Snelling, Lauraine. 2008. One Perfect Day.
Two families. One will receive a Christmas miracle; the other will experience a Christmas tragedy. Nora Peterson has two seniors getting ready to graduate from high school--twins, one boy, one girl. Jenna Montgomery has a daughter, Heather, who is dying and needs a heart transplant. (She's just twenty and has been sick most of her life.) One child will live, one will die. Both families want this Christmas to be perfect. Nora because she somewhat naively believes this will her family's last Christmas together since they will be off for college the next year. Jenna because she knows that unless a transplant comes through this will be--no question about it--the very last Christmas with her daughter. Each day Heather struggles just to breathe.

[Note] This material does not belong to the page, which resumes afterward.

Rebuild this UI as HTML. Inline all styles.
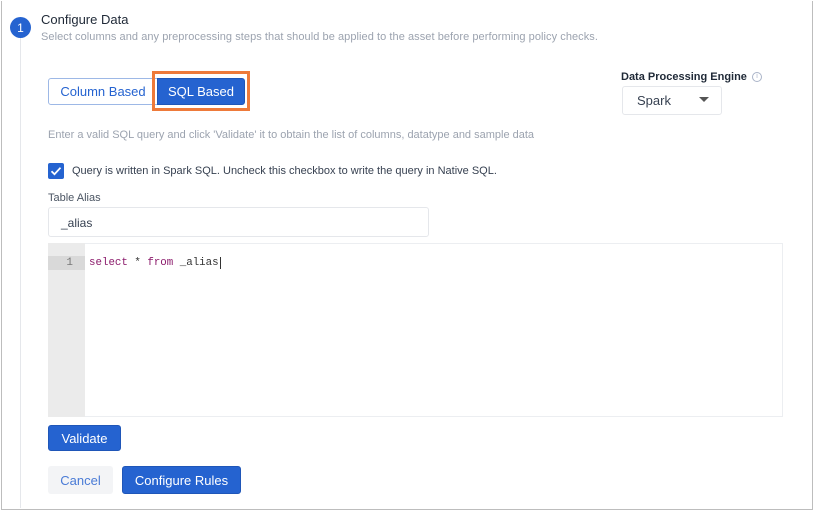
<!DOCTYPE html>
<html><head><style>
*{box-sizing:border-box;margin:0;padding:0}
body{width:815px;height:512px;background:#fff;font-family:"Liberation Sans",sans-serif;position:relative;overflow:hidden;color:#1f2937}
.a{position:absolute}
.frame{left:1px;top:1px;width:812px;height:509px;border:1px solid #bdbdbd;border-top:none}
.btn{display:flex;align-items:center;justify-content:center;font-size:13px;border-radius:3px}
.blue{background:#2563d0;color:#fff;border:1px solid #1f56b8}
</style></head><body>
<div class="a frame"></div>
<div class="a" style="left:20px;top:38px;width:1px;height:470px;background:#e5e7eb"></div>
<div class="a" style="left:10px;top:17px;width:21px;height:21px;border-radius:50%;background:#2563d0;color:#fff;font-size:12px;display:flex;align-items:center;justify-content:center">1</div>
<div class="a" style="left:41px;top:12px;font-size:13px;color:#1f2937">Configure Data</div>
<div class="a" style="left:41px;top:31px;font-size:11px;color:#9ca3af;letter-spacing:0.06px">Select columns and any preprocessing steps that should be applied to the asset before performing policy checks.</div>
<div class="a btn" style="left:48px;top:78px;width:110px;height:27px;border:1px solid #9db8e6;color:#2563d0;border-radius:3px 0 0 3px">Column Based</div>
<div class="a" style="left:152px;top:71px;width:98px;height:40px;border:3px solid #ee7a3a"></div>
<div class="a btn blue" style="left:157px;top:78px;width:88px;height:27px;border-radius:0 3px 3px 0">SQL Based</div>
<div class="a" style="left:621px;top:71px;font-size:11px;font-weight:bold;color:#1f2937">Data Processing Engine</div>
<div class="a" style="left:752px;top:72px;width:10px;height:10px;border:1px solid #aab4c8;border-radius:50%;font-size:7px;color:#aab4c8;text-align:center;line-height:8px">i</div>
<div class="a" style="left:622px;top:86px;width:100px;height:29px;border:1px solid #e5e7eb;border-radius:3px;font-size:13px;color:#374151;padding:6px 0 0 14px">Spark</div>
<div class="a" style="left:699px;top:97px;width:0;height:0;border-left:5px solid transparent;border-right:5px solid transparent;border-top:5px solid #555"></div>
<div class="a" style="left:48px;top:129px;font-size:11px;color:#9ca3af">Enter a valid SQL query and click 'Validate' it to obtain the list of columns, datatype and sample data</div>
<div class="a" style="left:48px;top:163px;width:16px;height:16px;background:#2563d0;border-radius:2px"><svg width="16" height="16"><path d="M3.5 8.2l3 3 6-6.5" stroke="#fff" stroke-width="1.8" fill="none"/></svg></div>
<div class="a" style="left:72px;top:165px;font-size:11px;color:#374151">Query is written in Spark SQL. Uncheck this checkbox to write the query in Native SQL.</div>
<div class="a" style="left:48px;top:192px;font-size:11px;color:#4b5563">Table Alias</div>
<div class="a" style="left:48px;top:207px;width:381px;height:30px;border:1px solid #e5e7eb;border-radius:3px;font-size:12px;color:#374151;padding:8px 0 0 12px">_alias</div>
<div class="a" style="left:48px;top:243px;width:735px;height:174px;border:1px solid #eceef1"></div>
<div class="a" style="left:48px;top:243px;width:37px;height:174px;background:#ebebeb"></div>
<div class="a" style="left:48px;top:256px;width:37px;height:14px;background:#d9d9d9;font-family:'Liberation Mono',monospace;font-size:11px;color:#777;text-align:right;padding-right:12px;line-height:14px">1</div>
<div class="a" style="left:89px;top:256px;font-family:'Liberation Mono',monospace;font-size:10.8px;line-height:14px;color:#333"><span style="color:#8b1a6b">select</span> * <span style="color:#8b1a6b">from</span> _alias<span style="border-left:1px solid #333;margin-left:1px"></span></div>
<div class="a btn blue" style="left:48px;top:425px;width:73px;height:26px">Validate</div>
<div class="a btn" style="left:48px;top:466px;width:65px;height:28px;background:#f3f4f6;color:#4a7bd6">Cancel</div>
<div class="a btn blue" style="left:122px;top:466px;width:119px;height:28px">Configure Rules</div>
</body></html>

One Perfect Day chronicles the lives of two families--though the two never meet--as they celebrate and mourn. It's a story of hope and despair, love and loss, and redemption.
I don't know about other readers--so I could be alone here--but I never felt a connection with the Peterson family. Nora and Gordon. Christi and Charlie. It didn't matter if it was before, during or after...I just never felt this family was real or genuine. I felt Nora to be a bit plastic, a bit going through the motions, even before the tragedy strikes. Gordon, again, felt disconnected from his family. Like he wasn't really present in his home, in his relationships. I generally felt that the family was broken on the inside before they became broken on the outside.
The Montgomery family, on the other hand, was vital from the very beginning. I felt that Jenna and Heather and Uncle Randy were alive, authentic, genuine, sincere. Their family, their story resonated. I cared for them from the start.